*Data lines*.
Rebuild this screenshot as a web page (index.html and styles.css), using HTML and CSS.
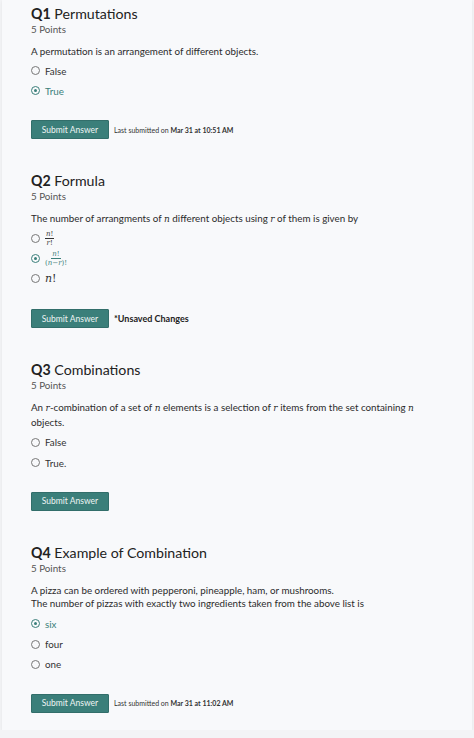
FILE: index.html
```html
<!DOCTYPE html>
<html lang="en">
<head>
    <meta charset="UTF-8">
    <meta name="viewport" content="width=device-width, initial-scale=1.0">
    <title>Assignment</title>
    <link rel="stylesheet" href="styles.css">
</head>
<body>
    <div class="sheet">
        <!-- Q1 -->
        <section class="question">
            <h2 class="q-title"><b>Q1</b> Permutations</h2>
            <div class="q-points">5 Points</div>
            <p class="q-prompt">A permutation is an arrangement of different objects.</p>
            <ul class="options">
                <li class="option"><span class="radio"></span>False</li>
                <li class="option selected"><span class="radio"></span>True</li>
            </ul>
            <div class="actions">
                <button class="submit">Submit Answer</button>
                <span class="status">Last submitted on <b>Mar 31 at 10:51 AM</b></span>
            </div>
        </section>

        <!-- Q2 -->
        <section class="question">
            <h2 class="q-title"><b>Q2</b> Formula</h2>
            <div class="q-points">5 Points</div>
            <p class="q-prompt">The number of arrangments of <i class="m">n</i> different objects using <i class="m">r</i> of them is given by</p>
            <ul class="options math-opts">
                <li class="option"><span class="radio"></span>
                    <span class="frac"><span class="num"><i class="m">n</i>!</span><span class="den"><i class="m">r</i>!</span></span>
                </li>
                <li class="option selected"><span class="radio"></span>
                    <span class="frac"><span class="num"><i class="m">n</i>!</span><span class="den">(<i class="m">n</i>&minus;<i class="m">r</i>)!</span></span>
                </li>
                <li class="option"><span class="radio"></span><span class="big-m"><i class="m">n</i>!</span></li>
            </ul>
            <div class="actions">
                <button class="submit">Submit Answer</button>
                <span class="unsaved">*Unsaved Changes</span>
            </div>
        </section>

        <!-- Q3 -->
        <section class="question">
            <h2 class="q-title"><b>Q3</b> Combinations</h2>
            <div class="q-points">5 Points</div>
            <p class="q-prompt two-line">An <i class="m">r</i>-combination of a set of <i class="m">n</i> elements is a selection of <i class="m">r</i> items from the set containing <i class="m">n</i> objects.</p>
            <ul class="options">
                <li class="option"><span class="radio"></span>False</li>
                <li class="option"><span class="radio"></span>True.</li>
            </ul>
            <div class="actions">
                <button class="submit">Submit Answer</button>
            </div>
        </section>

        <!-- Q4 -->
        <section class="question">
            <h2 class="q-title"><b>Q4</b> Example of Combination</h2>
            <div class="q-points">5 Points</div>
            <p class="q-prompt two-line">A pizza can be ordered with pepperoni, pineapple, ham, or mushrooms.<br>The number of pizzas with exactly two ingredients taken from the above list is</p>
            <ul class="options">
                <li class="option selected"><span class="radio"></span>six</li>
                <li class="option"><span class="radio"></span>four</li>
                <li class="option"><span class="radio"></span>one</li>
            </ul>
            <div class="actions">
                <button class="submit">Submit Answer</button>
                <span class="status">Last submitted on <b>Mar 31 at 11:02 AM</b></span>
            </div>
        </section>
    </div>
</body>
</html>
```

FILE: styles.css
```css
body
{
    margin: 0;
    background: #f3f4f6;
    font-family: Lato, "Open Sans", sans-serif;
    color: #2b2b2b;
}
.sheet
{
    margin: 0 2px;
    padding: 6px 0 17px 29px;
    background: #f8f9fb;
    box-shadow: 0 1px 3px rgba(0, 0, 0, .07);
}
.question
{
    padding-bottom: 34px;
}
.question:last-child
{
    padding-bottom: 0;
}
.q-title
{
    margin: 0;
    font-size: 14.2px;
    line-height: 16px;
    font-weight: normal;
    color: #222;
}
.q-title b
{
    font-weight: bold;
}
.q-points
{
    font-size: 9.8px;
    line-height: 13px;
    color: #555;
    margin-top: 1px;
}
.q-prompt
{
    margin: 9px 0 0;
    font-size: 9.8px;
    line-height: 13.5px;
    padding-right: 40px;
    color: #2b2b2b;
}
.q-prompt.two-line
{
    margin-bottom: 3px;
}
.m
{
    font-family: "DejaVu Serif", "Liberation Serif", serif;
    font-style: italic;
    font-size: 9px;
}
.options
{
    list-style: none;
    margin: 2px 0 0;
    padding: 0;
}
.option
{
    display: flex;
    align-items: center;
    height: 20.3px;
    font-size: 9.8px;
    color: #333;
}
.option.selected
{
    color: #3b7f7a;
}
.radio
{
    width: 7px;
    height: 7px;
    border: 1px solid #777;
    border-radius: 50%;
    margin-right: 5px;
    position: relative;
    flex: none;
}
.selected .radio
{
    border: 1.4px solid #3b7f7a;
}
.selected .radio::after
{
    content: "";
    position: absolute;
    width: 3px;
    height: 3px;
    left: 50%;
    top: 50%;
    margin: -1.5px 0 0 -1.5px;
    border-radius: 50%;
    background: #3b7f7a;
}
.math-opts .option:nth-child(1)
{
    height: 20px;
}
.math-opts .option:nth-child(2)
{
    height: 19px;
}
.math-opts .option:nth-child(3)
{
    height: 22.5px;
}
.frac
{
    display: inline-flex;
    flex-direction: column;
    align-items: center;
    font-family: "DejaVu Serif", serif;
    font-size: 7px;
    line-height: 8px;
}
.frac .m
{
    font-size: 7px;
}
.frac .num
{
    border-bottom: 0.7px solid currentColor;
    padding: 0 1px;
}
.big-m
{
    font-family: "DejaVu Serif", serif;
    font-size: 11px;
}
.big-m .m
{
    font-size: 11px;
}
.actions
{
    display: flex;
    align-items: center;
    gap: 5px;
    margin-top: 19px;
}
.submit
{
    width: 78px;
    height: 19px;
    padding: 0;
    border: 1px solid #326e6a;
    border-radius: 1px;
    background: #3b7f7a;
    color: #eef5f4;
    font-family: Lato, sans-serif;
    font-size: 8.5px;
}
.status
{
    font-size: 7px;
    color: #333;
}
.unsaved
{
    font-size: 9px;
    font-weight: bold;
    color: #222;
}
```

*Set exercise*. Copy out every line in the listing where the word "using" appears.

*Task solution*.
Rebuild this screenshot as a web page (index.html and styles.css), using HTML and CSS.
            <p class="q-prompt">The number of arrangments of <i class="m">n</i> different objects using <i class="m">r</i> of them is given by</p>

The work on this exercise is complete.